JOB =>
Pull out every line with the word "screenshot" from the entries below.

═══ AVAILABLE RECORDS

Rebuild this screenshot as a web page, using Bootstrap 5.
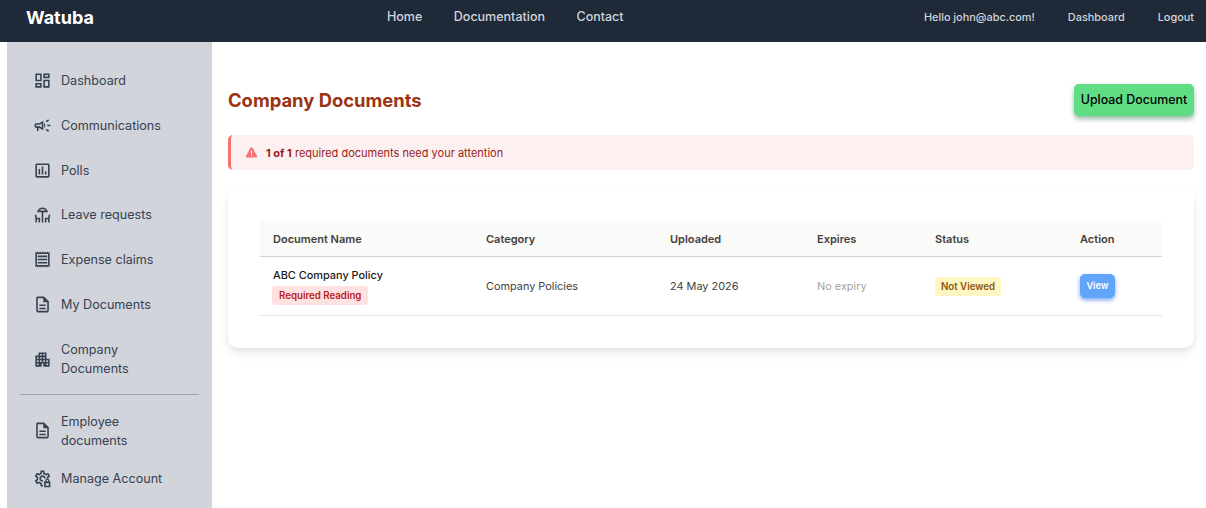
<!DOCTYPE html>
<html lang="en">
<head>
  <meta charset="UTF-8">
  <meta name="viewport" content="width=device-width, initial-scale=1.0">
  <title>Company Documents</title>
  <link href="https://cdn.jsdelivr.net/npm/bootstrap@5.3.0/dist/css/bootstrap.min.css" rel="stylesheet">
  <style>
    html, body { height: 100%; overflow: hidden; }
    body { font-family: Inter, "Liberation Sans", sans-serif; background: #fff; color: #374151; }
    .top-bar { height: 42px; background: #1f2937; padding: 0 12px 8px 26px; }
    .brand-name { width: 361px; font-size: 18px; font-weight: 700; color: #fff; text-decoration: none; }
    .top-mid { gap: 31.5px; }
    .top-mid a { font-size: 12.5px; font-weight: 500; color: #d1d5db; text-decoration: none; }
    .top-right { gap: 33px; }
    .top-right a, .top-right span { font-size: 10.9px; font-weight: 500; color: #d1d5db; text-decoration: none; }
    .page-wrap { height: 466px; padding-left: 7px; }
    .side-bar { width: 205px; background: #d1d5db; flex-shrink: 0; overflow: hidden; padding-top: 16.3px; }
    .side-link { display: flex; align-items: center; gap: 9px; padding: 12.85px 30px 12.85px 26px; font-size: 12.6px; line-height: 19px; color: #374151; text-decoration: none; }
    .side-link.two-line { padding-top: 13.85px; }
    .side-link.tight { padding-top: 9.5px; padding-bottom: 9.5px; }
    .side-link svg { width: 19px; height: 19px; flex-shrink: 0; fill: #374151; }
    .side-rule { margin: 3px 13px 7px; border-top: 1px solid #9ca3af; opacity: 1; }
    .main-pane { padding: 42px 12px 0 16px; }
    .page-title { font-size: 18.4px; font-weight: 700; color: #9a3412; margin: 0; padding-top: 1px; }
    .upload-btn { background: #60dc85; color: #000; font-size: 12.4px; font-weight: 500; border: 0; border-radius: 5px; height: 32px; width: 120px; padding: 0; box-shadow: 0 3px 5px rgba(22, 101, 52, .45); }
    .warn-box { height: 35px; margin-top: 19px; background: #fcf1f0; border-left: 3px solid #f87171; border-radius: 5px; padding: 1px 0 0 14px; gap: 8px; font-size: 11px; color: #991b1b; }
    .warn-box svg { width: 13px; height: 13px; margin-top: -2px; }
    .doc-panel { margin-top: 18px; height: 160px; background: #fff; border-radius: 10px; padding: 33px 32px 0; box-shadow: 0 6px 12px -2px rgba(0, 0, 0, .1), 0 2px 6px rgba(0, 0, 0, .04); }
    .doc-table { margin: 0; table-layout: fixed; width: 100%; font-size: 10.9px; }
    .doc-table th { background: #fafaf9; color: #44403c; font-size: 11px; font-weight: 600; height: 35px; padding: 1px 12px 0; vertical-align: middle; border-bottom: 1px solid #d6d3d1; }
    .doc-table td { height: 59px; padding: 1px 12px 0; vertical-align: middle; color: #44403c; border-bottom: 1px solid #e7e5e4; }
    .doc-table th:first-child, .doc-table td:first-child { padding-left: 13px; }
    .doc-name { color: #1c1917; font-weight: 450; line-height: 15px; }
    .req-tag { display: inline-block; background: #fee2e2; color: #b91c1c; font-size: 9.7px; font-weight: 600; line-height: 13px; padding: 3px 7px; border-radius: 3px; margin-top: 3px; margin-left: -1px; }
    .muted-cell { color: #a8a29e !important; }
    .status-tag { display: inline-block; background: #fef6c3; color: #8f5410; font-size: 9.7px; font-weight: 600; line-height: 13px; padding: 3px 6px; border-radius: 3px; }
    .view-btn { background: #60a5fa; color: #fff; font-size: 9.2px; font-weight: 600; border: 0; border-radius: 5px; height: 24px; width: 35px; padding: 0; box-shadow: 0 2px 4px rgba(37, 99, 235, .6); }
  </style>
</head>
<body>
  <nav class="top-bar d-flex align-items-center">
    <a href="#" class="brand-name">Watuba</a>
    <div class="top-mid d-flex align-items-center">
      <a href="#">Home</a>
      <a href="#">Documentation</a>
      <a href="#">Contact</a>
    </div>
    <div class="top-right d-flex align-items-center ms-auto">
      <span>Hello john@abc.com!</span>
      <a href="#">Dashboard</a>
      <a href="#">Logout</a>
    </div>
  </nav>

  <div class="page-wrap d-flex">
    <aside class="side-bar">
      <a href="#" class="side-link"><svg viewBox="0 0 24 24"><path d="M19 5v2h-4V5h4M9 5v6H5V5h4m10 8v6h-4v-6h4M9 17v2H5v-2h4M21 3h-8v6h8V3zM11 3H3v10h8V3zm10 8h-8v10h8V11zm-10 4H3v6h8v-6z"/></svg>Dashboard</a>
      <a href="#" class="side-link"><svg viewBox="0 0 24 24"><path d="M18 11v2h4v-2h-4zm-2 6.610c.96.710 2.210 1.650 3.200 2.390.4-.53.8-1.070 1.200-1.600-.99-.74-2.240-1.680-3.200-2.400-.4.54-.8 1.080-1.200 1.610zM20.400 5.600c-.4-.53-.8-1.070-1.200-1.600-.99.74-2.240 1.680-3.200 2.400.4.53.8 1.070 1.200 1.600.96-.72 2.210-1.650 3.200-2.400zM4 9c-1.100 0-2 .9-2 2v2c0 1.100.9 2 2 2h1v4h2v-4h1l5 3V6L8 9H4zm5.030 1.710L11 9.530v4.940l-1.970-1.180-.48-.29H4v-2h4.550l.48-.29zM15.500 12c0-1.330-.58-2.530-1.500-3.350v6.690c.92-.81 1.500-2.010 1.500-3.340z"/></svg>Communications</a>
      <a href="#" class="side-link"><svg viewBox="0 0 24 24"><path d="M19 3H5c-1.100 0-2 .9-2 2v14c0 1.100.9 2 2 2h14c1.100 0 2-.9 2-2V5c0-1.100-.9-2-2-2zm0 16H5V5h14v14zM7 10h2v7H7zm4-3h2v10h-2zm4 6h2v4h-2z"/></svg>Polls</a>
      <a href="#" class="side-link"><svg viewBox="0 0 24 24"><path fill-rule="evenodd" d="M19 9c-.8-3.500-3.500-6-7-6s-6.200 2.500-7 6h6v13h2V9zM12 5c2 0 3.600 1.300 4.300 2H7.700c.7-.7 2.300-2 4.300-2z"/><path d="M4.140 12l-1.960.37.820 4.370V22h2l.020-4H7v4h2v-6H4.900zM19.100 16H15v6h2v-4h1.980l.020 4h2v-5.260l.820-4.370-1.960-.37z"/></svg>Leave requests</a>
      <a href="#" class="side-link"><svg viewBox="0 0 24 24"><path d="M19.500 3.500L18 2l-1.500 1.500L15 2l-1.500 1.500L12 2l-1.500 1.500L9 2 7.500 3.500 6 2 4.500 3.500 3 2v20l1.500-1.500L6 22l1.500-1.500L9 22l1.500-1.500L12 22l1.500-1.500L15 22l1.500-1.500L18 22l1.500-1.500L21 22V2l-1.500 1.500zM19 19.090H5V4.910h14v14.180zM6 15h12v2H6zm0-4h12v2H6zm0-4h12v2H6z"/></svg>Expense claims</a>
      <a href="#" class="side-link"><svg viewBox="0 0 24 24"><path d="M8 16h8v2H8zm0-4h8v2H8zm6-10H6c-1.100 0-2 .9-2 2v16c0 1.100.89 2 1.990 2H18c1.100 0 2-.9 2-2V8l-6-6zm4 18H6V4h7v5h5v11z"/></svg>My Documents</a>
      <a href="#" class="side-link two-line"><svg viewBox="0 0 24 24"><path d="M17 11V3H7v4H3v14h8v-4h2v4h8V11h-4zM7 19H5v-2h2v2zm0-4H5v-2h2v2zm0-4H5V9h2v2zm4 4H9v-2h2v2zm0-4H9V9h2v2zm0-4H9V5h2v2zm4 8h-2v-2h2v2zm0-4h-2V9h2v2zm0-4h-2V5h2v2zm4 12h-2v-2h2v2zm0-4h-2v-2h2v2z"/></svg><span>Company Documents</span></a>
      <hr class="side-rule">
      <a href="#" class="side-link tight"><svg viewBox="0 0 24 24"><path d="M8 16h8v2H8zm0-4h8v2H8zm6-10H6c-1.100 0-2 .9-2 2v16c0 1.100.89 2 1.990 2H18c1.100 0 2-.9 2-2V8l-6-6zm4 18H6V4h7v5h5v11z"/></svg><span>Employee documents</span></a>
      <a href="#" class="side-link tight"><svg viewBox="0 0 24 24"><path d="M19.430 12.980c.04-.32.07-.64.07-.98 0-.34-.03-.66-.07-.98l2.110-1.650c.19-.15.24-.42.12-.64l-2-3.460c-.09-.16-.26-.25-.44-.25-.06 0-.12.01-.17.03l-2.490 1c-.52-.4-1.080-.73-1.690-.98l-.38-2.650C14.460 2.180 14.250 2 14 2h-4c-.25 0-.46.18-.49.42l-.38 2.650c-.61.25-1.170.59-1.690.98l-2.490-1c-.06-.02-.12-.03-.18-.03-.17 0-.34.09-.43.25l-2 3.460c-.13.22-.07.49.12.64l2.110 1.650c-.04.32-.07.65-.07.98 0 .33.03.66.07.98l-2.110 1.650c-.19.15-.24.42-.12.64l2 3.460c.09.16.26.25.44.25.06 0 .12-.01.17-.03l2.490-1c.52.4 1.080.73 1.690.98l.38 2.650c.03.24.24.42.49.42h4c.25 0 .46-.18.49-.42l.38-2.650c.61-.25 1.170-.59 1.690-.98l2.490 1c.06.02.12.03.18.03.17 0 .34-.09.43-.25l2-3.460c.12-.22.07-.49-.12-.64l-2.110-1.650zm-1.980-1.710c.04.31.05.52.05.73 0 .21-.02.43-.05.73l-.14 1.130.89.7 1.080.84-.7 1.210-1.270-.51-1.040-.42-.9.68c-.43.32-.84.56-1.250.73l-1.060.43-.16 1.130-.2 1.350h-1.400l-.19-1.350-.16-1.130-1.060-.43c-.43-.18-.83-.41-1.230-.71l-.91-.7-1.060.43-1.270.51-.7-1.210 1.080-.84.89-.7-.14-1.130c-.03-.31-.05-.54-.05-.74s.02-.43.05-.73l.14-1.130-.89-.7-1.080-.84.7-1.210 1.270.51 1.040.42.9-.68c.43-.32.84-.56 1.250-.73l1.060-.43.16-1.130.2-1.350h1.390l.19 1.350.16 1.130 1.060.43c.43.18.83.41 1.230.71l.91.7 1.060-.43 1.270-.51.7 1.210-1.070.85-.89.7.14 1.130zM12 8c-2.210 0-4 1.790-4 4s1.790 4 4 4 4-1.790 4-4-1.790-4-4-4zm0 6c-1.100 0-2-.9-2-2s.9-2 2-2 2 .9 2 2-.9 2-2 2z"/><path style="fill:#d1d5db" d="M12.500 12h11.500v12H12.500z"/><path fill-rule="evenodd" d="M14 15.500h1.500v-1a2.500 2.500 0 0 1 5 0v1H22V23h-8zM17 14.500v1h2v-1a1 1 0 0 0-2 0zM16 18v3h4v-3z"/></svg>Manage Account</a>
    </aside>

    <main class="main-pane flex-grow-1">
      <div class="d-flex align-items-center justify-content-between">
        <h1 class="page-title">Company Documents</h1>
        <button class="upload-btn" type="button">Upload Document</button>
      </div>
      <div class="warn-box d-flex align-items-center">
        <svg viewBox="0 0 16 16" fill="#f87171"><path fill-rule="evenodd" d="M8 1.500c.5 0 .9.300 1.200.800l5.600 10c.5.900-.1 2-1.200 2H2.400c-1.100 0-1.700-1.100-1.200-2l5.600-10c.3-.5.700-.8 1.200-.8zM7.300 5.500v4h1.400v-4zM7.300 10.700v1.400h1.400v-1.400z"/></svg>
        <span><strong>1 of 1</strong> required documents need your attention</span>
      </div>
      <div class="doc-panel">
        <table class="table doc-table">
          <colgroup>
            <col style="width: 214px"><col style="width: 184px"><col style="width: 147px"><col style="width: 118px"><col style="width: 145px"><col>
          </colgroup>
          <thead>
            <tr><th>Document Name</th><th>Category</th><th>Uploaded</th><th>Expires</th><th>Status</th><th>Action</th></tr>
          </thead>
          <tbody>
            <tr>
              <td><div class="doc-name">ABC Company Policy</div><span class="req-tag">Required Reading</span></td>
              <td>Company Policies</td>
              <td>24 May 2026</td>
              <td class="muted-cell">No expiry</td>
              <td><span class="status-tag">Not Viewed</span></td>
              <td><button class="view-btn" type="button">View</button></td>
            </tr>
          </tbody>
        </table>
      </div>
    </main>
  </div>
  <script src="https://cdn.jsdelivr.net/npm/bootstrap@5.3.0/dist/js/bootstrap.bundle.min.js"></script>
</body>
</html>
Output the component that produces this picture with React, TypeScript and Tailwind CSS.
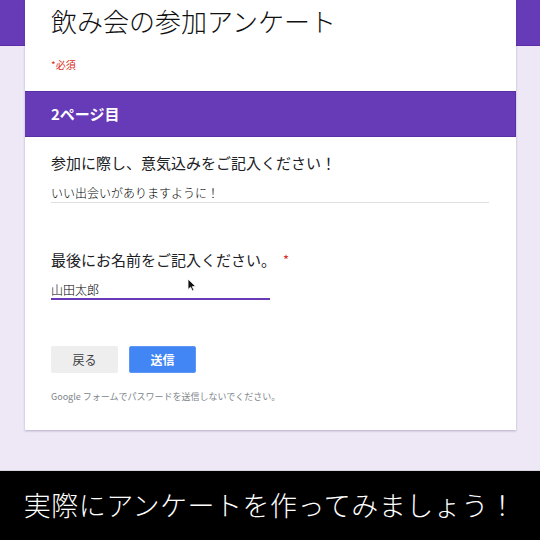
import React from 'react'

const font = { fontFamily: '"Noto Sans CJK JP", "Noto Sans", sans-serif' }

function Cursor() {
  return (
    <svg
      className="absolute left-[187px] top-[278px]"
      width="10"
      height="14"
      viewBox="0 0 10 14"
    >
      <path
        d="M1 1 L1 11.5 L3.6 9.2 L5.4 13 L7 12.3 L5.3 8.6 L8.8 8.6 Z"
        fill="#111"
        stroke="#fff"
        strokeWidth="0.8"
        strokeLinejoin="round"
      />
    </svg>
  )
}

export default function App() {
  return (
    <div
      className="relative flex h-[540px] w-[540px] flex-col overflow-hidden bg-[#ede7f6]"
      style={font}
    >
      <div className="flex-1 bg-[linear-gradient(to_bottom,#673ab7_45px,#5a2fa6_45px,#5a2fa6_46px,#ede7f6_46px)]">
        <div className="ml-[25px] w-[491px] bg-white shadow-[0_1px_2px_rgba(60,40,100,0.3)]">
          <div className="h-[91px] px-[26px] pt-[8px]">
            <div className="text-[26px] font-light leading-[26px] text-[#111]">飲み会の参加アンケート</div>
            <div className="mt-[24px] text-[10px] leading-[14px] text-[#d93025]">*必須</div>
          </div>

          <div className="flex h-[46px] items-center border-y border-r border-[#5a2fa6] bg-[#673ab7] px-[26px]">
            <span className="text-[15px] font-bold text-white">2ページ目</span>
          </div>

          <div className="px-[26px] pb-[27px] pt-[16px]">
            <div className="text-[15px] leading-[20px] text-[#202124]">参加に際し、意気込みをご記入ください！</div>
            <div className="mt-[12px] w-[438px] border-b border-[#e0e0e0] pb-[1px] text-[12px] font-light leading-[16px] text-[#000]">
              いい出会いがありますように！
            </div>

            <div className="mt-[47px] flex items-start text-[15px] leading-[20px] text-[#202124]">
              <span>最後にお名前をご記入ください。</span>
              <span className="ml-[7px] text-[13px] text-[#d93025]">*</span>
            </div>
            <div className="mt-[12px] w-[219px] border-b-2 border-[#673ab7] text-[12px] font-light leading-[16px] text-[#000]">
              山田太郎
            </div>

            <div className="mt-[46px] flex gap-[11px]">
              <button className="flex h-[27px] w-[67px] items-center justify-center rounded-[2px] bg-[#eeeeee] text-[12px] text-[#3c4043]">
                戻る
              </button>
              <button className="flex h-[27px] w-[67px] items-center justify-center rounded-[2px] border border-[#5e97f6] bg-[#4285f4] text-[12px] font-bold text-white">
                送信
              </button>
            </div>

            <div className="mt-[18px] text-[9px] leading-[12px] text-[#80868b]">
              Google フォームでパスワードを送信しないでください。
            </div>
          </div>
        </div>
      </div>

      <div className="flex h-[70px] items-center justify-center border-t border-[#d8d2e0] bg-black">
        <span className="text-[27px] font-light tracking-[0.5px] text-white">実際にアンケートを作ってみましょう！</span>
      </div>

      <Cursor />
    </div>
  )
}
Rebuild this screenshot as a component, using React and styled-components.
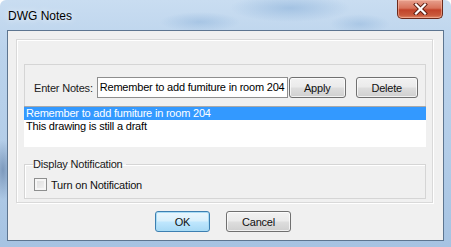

══════

SOLUTION FOR THIS PROBLEM =>
Rebuild this screenshot as a web page, using Bootstrap 5.
Rebuild this screenshot as a component, using React and styled-components.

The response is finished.